§ Given task
Taking the data below, please print only the lines from the line holding "Give me the" to the line holding "const FIELDS = ['分野', '出版年', '登録日', '書籍ID'];", inclusive, with pictures omitted.

§ Information supplied
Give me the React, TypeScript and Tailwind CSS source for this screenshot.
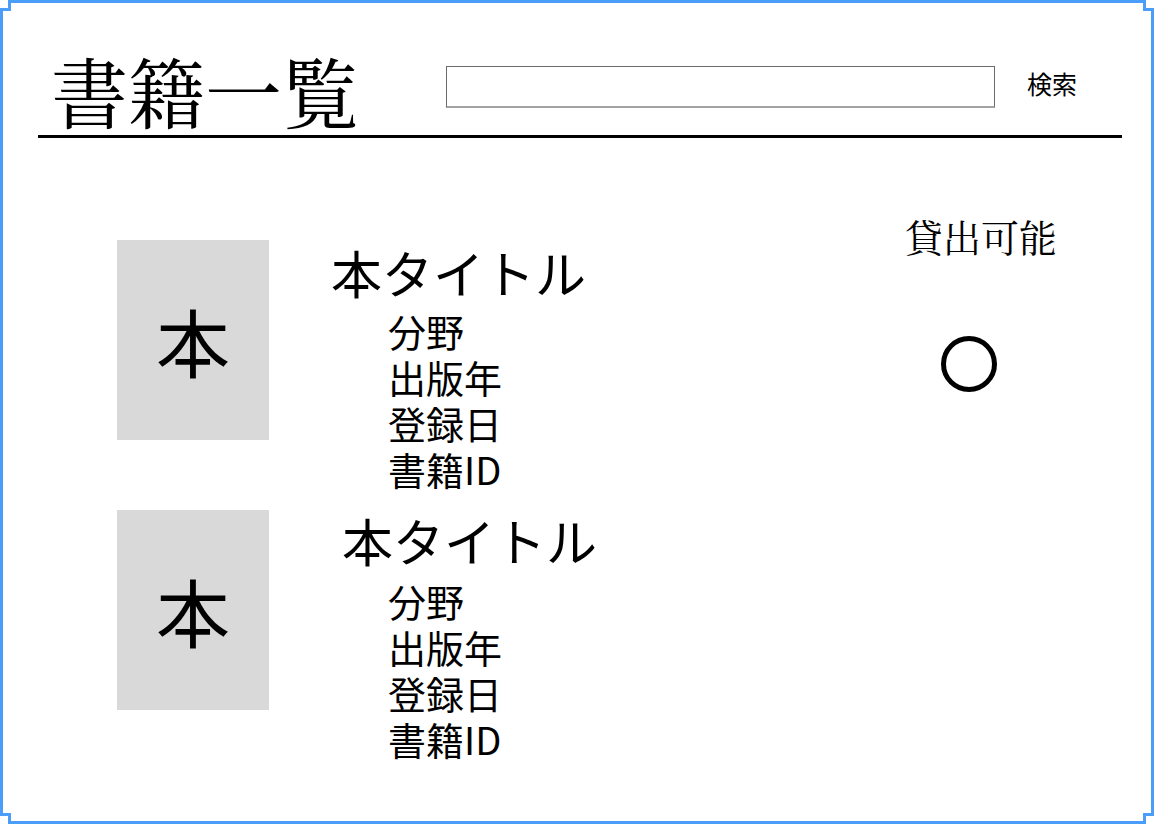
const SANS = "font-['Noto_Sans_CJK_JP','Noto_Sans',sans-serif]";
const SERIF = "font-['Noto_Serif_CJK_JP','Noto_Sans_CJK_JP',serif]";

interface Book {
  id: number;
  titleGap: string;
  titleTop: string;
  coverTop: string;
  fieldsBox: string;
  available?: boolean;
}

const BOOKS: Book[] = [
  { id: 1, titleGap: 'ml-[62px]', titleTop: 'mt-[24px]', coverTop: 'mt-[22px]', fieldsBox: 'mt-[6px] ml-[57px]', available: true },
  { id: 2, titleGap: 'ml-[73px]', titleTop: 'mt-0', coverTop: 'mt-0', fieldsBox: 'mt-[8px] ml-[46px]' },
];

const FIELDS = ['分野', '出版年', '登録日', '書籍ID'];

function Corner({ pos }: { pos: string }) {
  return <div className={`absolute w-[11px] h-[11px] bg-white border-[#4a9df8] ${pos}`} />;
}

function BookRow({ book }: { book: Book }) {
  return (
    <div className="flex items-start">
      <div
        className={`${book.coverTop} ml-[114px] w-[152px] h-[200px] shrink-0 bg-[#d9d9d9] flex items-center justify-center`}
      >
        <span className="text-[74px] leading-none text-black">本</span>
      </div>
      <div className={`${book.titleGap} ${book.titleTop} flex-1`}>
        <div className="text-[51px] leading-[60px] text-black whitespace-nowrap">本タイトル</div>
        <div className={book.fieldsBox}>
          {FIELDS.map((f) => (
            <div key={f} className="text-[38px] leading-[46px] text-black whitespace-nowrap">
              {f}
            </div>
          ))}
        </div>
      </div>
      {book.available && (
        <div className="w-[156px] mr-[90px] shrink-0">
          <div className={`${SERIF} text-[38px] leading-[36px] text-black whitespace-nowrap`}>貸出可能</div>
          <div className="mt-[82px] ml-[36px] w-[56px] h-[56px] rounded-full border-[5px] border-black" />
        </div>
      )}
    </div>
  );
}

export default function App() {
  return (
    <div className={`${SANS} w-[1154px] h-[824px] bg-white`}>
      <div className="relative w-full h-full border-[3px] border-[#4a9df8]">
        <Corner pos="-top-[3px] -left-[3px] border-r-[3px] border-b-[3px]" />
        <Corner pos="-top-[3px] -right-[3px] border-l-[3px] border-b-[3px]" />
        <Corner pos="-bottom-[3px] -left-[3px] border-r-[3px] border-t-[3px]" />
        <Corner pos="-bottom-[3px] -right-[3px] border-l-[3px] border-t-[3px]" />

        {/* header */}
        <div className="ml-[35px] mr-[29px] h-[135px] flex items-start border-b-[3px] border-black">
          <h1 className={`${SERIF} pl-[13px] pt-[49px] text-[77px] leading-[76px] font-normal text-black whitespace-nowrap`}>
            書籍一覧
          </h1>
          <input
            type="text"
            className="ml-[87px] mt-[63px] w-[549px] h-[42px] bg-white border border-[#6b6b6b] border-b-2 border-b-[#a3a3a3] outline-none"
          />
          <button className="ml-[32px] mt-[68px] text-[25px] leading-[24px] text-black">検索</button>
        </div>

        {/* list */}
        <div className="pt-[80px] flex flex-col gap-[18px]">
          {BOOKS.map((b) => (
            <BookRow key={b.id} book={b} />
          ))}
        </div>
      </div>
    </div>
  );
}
---
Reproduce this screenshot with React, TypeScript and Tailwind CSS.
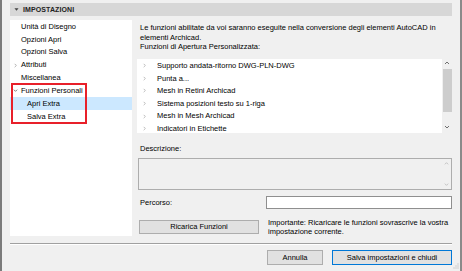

§ Answer in full
Give me the React, TypeScript and Tailwind CSS source for this screenshot.
const SANS = "font-['Noto_Sans_CJK_JP','Noto_Sans',sans-serif]";
const SERIF = "font-['Noto_Serif_CJK_JP','Noto_Sans_CJK_JP',serif]";

interface Book {
  id: number;
  titleGap: string;
  titleTop: string;
  coverTop: string;
  fieldsBox: string;
  available?: boolean;
}

const BOOKS: Book[] = [
  { id: 1, titleGap: 'ml-[62px]', titleTop: 'mt-[24px]', coverTop: 'mt-[22px]', fieldsBox: 'mt-[6px] ml-[57px]', available: true },
  { id: 2, titleGap: 'ml-[73px]', titleTop: 'mt-0', coverTop: 'mt-0', fieldsBox: 'mt-[8px] ml-[46px]' },
];

const FIELDS = ['分野', '出版年', '登録日', '書籍ID'];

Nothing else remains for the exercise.